To the contrary, defendants submit that there has been legislative approval of the customary practice of assessing property at a percentage of its true value. For instance, reference is made to Section 163.-031, V.A.M.S., which provides, in part: “A school district which levies a property tax that produces an amount not less than the product of three dollars and fifty cents for each one hundred dollars tax on the prop*194erty of the district assessed at thirty percent of true value as determined by the state tax commission . . . (Emphasis added.) Further argument is made that the words “fixed by law” in the constitutional provision noted do not have the limited connotation of “fixed by statute.” Precedents cited are In Re McKinney’s Estate, 351 Mo. 718, 173 S.W.2d 898, 902 [6-9] and United States Fidelity and Guaranty Co. v. Guenther, 281 U.S. 34, 50 S.Ct. 165, 74 L.Ed. 683. After noting that “percentage” valuations for tax purposes have been accepted historically in this state, defendants suggest that “ . . . if all public executive and administrative officials, without known exception, interpret the Constitution and statutes as establishing, authorizing and directing the procedures now in effect, the courts should give these interpretations very serious consideration and should set aside present procedures only if manifestly improper.” State ex rel. Weinstein v. St. Louis County et al., Mo., 421 S.W.2d 249; State ex rel. Curators of University of Missouri v. Neill, Mo., 397 S.W.2d 666; Rathjen v. Reorganized School District R-II, 365 Mo. 518, 284 S.W.2d 516; Three Rivers Junior College District v. Statler, Mo., 421 S.W.2d 235. Other cases cited, which involved analogous tax assessment questions, are: Foster Bros. Manufacturing Co. v. State Tax Commission, Mo., 319 S.W.2d 590; Drey v. State Tax Commission, Mo., 345 S.W.2d 228 and State ex rel. Kahler v. State Tax Commission, Mo., 393 S.W.2d 460.
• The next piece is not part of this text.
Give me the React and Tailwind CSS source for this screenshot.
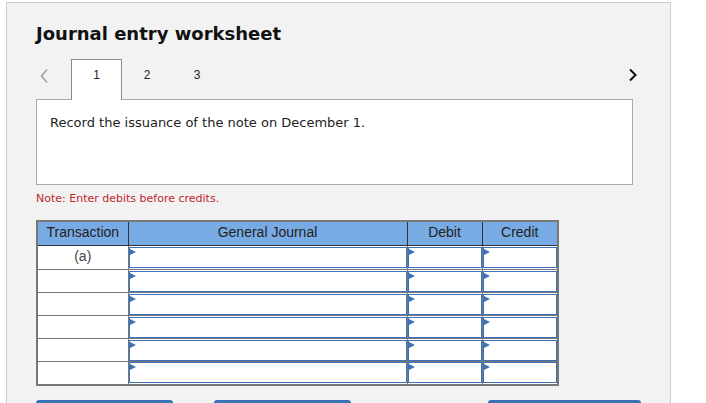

Notwithstanding the problem posed, we are confronted with the further argument of defendants that: “ . . . the State of Missouri has enacted a plan for the assessment of taxes which contemplates a full administrative procedure for administrative review of assessments and for the supervision of local taxing authorities in the performance of their duties. The Statute does not contemplate judicial review at this point in the proceedings without any attempt whatsoever being made by the appellant to have an administrative review of his complaint . . . .” This contention is premised, generally, on the provisions of Section 138.410 subd. 1, which states: “The commission shall exercise general supervision over all the assessing officers of this state, over county boards of equalization and appeal in the performance of their duties under this chapter and all other laws concerning the general property tax and shall institute proper proceedings to enforce the penalties and liabilities provided by law for public officers, officers of corporations and individuals failing to comply with the provisions of this chapter, and of all laws relating to the general property tax.” On this point, the law is well established and sustains defendants’ position. For instance, as said in Peck’s Products Company v. Bannister, Mo., 362 S.W.2d 596, 1. c. 600: “ . . . the plaintiffs did not so much as attempt to pursue the conventional administrative remedies, particularly the remedies contemplated by the 1945 constitution. Specifically, they did not appeal their valuations and assessments to the local board of equalization and the State Tax Commission and finally seek review of the commission’s order under the Administrative Procedure Act.” See also Brinkerhoff-Faris Trust & Savings Co. v. Hill, 323 Mo. 180, 19 S.W.2d 746; State ex rel. Merritt v. Gardner, 347 Mo. 569, 148 S.W.2d 780; Cupples-Hesse Corporation v. Bannister, Mo., 322 S.W.2d 817; and May Department Stores Co. v. State Tax Commission, Mo., 308 S.W.2d 748. Plaintiff can not prevail in this action for failure to pursue his administrative remedy. “ . . . [0]ur constitution and statutes contemplate a comprehensive plan for the valuation of property for tax purposes and in general the administration of the over-all scheme, including valuation and assessment, has been entrusted to the State Tax Commission.” Peck’s Products Company, supra, 1. c. 599 [1-3].
To prevent plaintiff from having to stand alone as a taxpayer who seeks to have his taxes increased three-fold, we feel somewhat compelled to record his stated objective, i. e., to avoid expenditures for a *195multiplicity of school-tax elections, of which many are unsuccessful, when such needed funds could be raised by rates available by statute to the school board if such rates were related to assessments based on the true (100%) value of the taxable property.
The judgment is affirmed.
BARDGETT, J., concurs. DONNELLY and HENLEY, JJ., concur in result. FINCH, C. J., concurs in result in separate concurring opinion filed. HOLMAN, J., concurs in result and concurs in concurring opinion of FINCH, C. J- SEILER, J., dissents in separate dissenting opinion filed.